---------- Dataset rows ----------

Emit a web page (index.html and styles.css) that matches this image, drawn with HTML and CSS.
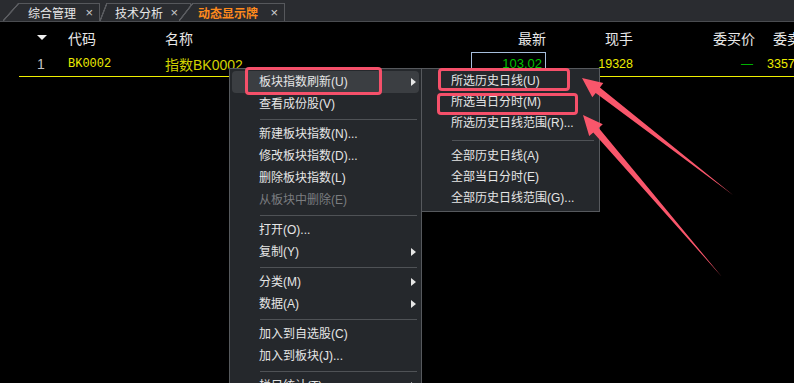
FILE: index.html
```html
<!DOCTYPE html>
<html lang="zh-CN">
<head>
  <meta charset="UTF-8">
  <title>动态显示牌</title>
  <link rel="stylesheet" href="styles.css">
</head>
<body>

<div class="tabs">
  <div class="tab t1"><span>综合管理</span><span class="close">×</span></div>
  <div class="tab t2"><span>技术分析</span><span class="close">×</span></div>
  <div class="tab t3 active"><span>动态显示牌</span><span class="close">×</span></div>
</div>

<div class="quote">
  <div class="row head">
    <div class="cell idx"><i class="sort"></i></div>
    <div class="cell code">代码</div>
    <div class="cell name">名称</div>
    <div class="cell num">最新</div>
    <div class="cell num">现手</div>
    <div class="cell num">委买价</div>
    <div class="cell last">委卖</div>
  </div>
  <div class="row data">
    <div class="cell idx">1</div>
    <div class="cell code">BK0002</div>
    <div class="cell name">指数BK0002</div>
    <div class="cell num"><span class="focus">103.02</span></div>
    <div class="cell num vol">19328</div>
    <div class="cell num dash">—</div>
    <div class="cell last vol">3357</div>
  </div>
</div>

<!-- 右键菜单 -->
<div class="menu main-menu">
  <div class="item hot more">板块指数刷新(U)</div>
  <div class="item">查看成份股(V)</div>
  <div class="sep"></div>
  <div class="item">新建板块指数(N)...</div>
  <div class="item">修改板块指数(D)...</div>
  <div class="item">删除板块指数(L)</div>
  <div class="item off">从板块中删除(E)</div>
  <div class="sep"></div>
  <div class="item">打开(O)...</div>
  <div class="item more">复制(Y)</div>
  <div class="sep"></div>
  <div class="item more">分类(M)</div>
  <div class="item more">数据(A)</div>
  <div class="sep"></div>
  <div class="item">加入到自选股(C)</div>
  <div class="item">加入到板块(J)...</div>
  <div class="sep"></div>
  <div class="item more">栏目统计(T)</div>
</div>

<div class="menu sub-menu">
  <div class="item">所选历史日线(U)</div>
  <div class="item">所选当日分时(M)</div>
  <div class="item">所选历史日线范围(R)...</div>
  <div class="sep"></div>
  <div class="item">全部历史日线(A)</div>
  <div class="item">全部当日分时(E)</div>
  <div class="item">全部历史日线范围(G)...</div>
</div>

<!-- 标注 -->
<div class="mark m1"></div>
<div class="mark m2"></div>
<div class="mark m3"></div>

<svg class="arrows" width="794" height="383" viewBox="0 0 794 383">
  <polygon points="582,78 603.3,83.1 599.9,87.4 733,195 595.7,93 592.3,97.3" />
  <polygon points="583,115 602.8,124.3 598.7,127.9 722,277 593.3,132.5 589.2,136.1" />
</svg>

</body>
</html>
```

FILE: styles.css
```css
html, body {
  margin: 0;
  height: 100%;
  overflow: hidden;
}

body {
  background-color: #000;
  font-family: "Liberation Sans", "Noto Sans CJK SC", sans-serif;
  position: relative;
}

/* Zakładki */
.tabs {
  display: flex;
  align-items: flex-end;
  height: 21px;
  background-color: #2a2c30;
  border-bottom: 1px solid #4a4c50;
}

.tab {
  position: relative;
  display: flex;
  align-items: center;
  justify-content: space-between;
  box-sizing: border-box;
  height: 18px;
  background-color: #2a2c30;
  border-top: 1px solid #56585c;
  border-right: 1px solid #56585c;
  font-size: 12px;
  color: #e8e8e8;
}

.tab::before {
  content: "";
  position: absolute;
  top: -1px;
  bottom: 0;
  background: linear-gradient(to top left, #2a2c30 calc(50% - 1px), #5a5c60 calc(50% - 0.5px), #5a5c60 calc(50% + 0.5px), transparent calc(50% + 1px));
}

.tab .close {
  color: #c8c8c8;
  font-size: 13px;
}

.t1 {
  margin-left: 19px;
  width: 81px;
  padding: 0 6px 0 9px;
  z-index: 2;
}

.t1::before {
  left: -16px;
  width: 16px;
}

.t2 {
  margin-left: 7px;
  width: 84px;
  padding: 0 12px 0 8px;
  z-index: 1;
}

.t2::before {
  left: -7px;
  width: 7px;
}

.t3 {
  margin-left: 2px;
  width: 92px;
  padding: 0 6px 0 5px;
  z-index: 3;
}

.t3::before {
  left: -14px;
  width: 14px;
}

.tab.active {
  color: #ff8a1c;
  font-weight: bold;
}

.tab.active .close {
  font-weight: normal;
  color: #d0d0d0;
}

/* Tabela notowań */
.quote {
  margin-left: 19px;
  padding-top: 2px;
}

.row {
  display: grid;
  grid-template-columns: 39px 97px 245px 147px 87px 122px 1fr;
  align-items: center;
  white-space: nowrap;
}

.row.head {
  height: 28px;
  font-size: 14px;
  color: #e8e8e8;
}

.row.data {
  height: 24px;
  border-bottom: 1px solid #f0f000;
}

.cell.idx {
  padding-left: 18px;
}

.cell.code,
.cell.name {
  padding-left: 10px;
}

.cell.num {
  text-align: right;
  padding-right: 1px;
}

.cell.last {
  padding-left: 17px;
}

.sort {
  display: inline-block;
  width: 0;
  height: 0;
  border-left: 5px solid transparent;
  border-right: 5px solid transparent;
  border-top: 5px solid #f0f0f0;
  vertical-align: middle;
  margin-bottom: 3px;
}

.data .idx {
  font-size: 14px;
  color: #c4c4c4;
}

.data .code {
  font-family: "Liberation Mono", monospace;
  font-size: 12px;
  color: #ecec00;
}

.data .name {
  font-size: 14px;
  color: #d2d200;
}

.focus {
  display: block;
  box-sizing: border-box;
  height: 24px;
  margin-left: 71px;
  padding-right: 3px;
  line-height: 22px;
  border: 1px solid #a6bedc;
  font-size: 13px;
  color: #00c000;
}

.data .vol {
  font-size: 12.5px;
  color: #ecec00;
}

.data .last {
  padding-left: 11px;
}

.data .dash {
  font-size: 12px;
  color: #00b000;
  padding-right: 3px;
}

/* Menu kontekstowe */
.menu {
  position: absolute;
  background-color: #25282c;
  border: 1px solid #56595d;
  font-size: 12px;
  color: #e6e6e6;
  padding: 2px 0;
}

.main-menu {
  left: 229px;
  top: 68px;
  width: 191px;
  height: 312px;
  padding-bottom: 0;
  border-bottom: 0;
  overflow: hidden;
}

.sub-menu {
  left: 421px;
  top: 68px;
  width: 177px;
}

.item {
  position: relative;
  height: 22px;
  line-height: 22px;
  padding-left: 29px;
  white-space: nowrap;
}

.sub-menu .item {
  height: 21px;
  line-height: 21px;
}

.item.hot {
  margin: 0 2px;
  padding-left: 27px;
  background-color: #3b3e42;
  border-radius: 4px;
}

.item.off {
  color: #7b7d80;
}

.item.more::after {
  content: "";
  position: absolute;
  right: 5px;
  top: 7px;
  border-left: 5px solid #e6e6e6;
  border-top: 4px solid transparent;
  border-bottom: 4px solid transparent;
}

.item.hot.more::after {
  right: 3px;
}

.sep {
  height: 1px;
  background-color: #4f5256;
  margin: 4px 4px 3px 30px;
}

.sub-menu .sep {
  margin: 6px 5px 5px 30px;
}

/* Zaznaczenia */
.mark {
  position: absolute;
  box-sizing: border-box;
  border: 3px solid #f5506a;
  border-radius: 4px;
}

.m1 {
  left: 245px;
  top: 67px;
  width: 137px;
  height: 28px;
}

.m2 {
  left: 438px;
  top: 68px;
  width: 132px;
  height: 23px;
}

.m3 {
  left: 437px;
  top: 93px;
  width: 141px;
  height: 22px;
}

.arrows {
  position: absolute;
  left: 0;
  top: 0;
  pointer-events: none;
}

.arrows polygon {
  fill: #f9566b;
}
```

----------
---------- Dataset rows ----------

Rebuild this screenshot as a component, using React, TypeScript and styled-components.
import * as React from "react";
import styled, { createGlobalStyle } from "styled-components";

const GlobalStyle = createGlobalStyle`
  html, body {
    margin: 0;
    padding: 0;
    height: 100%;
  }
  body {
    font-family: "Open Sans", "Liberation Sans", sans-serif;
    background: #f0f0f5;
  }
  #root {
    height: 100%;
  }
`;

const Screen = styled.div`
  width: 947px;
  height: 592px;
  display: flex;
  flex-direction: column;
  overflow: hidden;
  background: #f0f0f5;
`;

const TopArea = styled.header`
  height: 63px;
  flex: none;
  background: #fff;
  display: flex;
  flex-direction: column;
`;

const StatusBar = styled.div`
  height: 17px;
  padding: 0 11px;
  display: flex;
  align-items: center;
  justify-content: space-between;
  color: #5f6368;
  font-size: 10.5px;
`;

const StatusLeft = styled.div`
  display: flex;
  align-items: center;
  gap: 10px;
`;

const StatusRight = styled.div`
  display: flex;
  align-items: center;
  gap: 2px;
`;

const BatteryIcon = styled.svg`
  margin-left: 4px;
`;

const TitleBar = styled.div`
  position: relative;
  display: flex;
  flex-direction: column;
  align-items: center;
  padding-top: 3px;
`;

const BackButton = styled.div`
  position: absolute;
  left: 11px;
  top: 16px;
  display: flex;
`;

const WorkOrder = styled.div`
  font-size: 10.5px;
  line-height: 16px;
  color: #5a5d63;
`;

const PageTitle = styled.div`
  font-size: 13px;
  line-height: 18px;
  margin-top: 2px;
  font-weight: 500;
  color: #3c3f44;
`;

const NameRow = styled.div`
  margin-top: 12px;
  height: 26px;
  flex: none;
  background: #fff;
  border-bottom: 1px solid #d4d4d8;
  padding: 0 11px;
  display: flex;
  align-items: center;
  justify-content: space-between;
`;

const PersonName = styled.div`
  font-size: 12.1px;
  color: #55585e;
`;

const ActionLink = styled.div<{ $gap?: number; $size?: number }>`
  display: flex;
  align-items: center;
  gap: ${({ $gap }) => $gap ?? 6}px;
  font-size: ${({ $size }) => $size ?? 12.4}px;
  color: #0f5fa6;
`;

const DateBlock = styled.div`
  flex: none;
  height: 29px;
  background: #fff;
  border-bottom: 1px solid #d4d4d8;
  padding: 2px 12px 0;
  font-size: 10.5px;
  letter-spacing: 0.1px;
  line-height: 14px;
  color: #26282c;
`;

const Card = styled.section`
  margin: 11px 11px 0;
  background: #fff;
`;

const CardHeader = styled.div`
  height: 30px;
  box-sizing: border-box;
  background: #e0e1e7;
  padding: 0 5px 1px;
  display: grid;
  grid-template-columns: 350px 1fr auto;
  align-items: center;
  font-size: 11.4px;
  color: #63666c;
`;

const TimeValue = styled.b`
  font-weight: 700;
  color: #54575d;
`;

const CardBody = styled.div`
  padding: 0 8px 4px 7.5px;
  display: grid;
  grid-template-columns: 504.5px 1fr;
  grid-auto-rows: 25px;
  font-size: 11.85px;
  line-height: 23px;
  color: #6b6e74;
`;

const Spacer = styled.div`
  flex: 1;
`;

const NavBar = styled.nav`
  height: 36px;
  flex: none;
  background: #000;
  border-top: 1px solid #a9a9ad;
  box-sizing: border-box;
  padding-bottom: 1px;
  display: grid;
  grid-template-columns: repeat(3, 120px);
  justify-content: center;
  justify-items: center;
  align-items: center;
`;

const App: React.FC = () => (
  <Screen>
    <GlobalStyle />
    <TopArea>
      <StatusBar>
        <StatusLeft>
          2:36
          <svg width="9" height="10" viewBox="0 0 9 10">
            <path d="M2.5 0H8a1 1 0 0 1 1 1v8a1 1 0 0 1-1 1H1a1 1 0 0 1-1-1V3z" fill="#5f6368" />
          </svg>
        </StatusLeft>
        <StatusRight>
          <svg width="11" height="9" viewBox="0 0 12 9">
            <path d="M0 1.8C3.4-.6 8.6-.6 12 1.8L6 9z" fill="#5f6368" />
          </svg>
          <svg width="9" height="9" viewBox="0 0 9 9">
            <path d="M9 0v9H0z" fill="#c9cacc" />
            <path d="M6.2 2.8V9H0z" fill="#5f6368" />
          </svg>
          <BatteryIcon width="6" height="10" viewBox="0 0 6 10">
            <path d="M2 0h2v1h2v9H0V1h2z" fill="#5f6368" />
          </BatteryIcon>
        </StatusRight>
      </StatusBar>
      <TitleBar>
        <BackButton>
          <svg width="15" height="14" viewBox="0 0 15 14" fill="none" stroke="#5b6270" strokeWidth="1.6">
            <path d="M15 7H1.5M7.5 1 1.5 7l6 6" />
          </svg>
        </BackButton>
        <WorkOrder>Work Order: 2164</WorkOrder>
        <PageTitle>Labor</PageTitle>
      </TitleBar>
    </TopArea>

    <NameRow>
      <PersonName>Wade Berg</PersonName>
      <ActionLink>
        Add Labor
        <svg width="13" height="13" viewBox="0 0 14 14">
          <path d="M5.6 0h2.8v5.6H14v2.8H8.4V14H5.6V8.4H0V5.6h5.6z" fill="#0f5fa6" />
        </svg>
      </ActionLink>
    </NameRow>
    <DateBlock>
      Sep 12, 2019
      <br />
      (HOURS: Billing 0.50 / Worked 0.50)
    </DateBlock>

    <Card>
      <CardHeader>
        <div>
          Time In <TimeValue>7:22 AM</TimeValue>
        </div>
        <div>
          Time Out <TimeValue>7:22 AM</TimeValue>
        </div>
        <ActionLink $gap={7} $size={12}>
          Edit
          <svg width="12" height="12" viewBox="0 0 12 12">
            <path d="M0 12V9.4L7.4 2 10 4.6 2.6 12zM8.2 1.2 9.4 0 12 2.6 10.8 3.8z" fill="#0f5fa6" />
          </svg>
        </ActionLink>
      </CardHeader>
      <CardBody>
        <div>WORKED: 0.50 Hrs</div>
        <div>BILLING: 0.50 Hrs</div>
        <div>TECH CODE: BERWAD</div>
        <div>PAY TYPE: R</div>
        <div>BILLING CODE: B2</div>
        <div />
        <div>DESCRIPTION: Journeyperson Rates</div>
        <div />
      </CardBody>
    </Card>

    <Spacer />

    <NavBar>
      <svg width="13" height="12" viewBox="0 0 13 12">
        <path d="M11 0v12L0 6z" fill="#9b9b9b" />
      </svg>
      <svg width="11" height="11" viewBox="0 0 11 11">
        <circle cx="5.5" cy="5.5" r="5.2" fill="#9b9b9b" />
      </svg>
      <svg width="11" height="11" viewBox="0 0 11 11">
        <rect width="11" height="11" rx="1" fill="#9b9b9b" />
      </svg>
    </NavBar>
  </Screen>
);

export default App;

----------
---------- Dataset rows ----------

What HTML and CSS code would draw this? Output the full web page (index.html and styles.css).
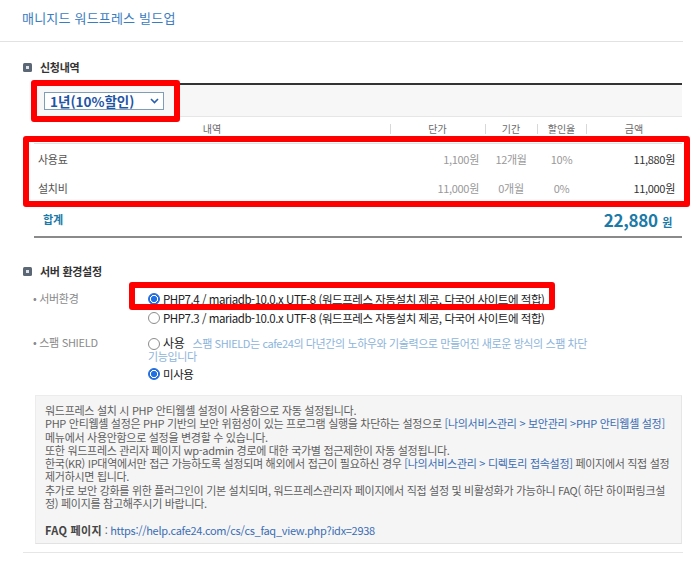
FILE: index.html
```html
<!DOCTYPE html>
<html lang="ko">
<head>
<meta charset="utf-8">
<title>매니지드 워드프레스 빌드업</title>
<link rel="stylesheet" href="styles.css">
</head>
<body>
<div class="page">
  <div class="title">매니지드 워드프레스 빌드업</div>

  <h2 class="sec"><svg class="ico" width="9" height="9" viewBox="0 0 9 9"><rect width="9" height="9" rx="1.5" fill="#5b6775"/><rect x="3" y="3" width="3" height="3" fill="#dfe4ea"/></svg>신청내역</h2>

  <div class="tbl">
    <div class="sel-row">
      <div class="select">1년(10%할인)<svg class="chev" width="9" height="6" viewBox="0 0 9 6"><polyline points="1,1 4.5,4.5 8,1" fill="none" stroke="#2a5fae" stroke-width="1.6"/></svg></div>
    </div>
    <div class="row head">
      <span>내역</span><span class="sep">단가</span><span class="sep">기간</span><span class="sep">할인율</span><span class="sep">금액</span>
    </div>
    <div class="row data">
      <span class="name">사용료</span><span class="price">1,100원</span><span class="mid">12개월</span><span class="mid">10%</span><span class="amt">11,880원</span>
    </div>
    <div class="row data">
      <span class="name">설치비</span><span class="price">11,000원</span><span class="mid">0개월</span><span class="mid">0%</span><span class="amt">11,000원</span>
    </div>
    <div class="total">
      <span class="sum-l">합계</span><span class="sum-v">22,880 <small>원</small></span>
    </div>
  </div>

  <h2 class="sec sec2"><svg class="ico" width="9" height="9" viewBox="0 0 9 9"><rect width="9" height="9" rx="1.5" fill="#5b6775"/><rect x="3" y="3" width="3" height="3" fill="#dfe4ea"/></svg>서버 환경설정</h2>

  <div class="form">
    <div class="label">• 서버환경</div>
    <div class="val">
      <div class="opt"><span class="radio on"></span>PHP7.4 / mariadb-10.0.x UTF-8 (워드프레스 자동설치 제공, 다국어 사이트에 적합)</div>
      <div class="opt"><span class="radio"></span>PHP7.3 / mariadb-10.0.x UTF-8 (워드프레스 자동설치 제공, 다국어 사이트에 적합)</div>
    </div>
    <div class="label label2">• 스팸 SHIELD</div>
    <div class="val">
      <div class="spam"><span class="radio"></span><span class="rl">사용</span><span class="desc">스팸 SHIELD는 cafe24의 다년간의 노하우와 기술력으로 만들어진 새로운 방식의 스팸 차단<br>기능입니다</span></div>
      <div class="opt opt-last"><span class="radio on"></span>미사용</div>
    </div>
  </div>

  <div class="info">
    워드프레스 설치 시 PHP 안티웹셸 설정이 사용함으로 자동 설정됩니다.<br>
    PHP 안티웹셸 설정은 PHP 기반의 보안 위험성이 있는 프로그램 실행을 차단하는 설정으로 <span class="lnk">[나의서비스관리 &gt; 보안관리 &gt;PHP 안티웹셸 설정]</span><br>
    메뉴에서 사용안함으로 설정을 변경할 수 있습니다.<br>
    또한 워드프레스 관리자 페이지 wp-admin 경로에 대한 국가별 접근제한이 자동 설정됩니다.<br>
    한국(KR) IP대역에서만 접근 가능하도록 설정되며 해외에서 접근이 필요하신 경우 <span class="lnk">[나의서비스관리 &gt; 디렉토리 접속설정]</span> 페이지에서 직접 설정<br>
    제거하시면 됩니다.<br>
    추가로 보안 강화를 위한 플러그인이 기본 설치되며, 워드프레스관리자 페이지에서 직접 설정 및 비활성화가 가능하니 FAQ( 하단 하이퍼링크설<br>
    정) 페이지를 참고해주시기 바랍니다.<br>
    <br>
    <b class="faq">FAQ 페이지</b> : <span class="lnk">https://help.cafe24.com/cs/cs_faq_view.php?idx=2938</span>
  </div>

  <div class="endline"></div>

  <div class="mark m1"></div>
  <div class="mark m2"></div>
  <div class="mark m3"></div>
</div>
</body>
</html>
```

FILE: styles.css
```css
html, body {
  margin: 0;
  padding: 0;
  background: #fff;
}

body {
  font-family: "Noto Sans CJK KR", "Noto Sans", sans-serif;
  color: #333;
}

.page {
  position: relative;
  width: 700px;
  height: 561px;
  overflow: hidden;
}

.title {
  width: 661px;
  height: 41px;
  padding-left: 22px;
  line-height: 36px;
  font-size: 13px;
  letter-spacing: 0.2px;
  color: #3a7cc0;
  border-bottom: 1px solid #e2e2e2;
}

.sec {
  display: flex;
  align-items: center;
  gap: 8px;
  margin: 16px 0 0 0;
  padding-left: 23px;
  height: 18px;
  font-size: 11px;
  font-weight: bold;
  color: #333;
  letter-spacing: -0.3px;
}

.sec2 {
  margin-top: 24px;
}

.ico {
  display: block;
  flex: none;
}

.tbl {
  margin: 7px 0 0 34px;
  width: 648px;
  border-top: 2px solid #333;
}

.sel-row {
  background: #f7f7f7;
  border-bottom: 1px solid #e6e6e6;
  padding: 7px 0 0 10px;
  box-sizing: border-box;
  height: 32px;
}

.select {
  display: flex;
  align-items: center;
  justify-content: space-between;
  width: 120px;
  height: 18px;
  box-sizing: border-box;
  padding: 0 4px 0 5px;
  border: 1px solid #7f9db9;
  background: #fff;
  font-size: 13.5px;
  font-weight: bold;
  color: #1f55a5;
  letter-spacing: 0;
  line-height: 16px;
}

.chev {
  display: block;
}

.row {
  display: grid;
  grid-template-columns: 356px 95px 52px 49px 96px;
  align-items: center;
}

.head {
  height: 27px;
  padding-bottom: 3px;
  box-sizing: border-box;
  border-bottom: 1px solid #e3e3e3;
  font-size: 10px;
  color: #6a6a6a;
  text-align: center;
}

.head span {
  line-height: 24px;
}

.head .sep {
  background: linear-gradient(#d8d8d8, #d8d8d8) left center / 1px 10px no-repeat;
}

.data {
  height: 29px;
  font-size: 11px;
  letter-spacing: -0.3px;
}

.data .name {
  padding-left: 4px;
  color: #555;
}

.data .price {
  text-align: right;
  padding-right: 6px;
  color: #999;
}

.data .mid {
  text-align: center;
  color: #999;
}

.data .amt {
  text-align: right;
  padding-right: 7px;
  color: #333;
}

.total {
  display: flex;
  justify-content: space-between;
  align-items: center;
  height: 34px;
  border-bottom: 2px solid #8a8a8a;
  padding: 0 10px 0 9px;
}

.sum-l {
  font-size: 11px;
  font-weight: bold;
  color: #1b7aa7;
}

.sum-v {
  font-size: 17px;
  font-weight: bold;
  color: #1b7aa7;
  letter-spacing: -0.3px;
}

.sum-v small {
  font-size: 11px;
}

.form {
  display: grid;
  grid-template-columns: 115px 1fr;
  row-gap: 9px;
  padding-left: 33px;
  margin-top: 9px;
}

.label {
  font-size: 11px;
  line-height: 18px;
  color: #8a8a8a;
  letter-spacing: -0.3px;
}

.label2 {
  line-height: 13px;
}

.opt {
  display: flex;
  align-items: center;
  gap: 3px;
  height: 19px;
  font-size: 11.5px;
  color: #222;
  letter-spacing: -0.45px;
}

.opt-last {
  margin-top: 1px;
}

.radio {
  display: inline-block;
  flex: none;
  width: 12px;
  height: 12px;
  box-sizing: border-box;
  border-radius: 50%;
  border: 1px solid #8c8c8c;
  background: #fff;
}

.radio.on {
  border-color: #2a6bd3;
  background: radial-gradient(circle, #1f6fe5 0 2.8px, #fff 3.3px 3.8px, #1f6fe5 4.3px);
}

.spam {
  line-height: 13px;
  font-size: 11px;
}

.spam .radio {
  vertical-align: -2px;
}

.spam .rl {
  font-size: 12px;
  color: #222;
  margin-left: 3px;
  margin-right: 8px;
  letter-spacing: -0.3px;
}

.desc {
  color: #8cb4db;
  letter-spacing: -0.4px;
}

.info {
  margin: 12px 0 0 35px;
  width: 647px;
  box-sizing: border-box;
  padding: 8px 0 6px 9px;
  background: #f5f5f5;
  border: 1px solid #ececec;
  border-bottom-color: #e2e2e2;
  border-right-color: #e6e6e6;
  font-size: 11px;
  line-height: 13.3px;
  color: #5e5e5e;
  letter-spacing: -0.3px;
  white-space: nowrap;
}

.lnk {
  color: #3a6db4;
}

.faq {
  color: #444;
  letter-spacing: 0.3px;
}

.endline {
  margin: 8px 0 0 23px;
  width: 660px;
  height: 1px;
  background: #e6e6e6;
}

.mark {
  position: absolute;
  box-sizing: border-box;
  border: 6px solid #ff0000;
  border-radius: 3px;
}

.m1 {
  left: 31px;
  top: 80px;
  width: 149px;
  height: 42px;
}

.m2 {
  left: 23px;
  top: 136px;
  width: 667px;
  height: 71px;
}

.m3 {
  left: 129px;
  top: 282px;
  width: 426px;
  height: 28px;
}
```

----------

> **Direction**
Give the count of lines that hold the word "this", with nothing added.

> **Result**
3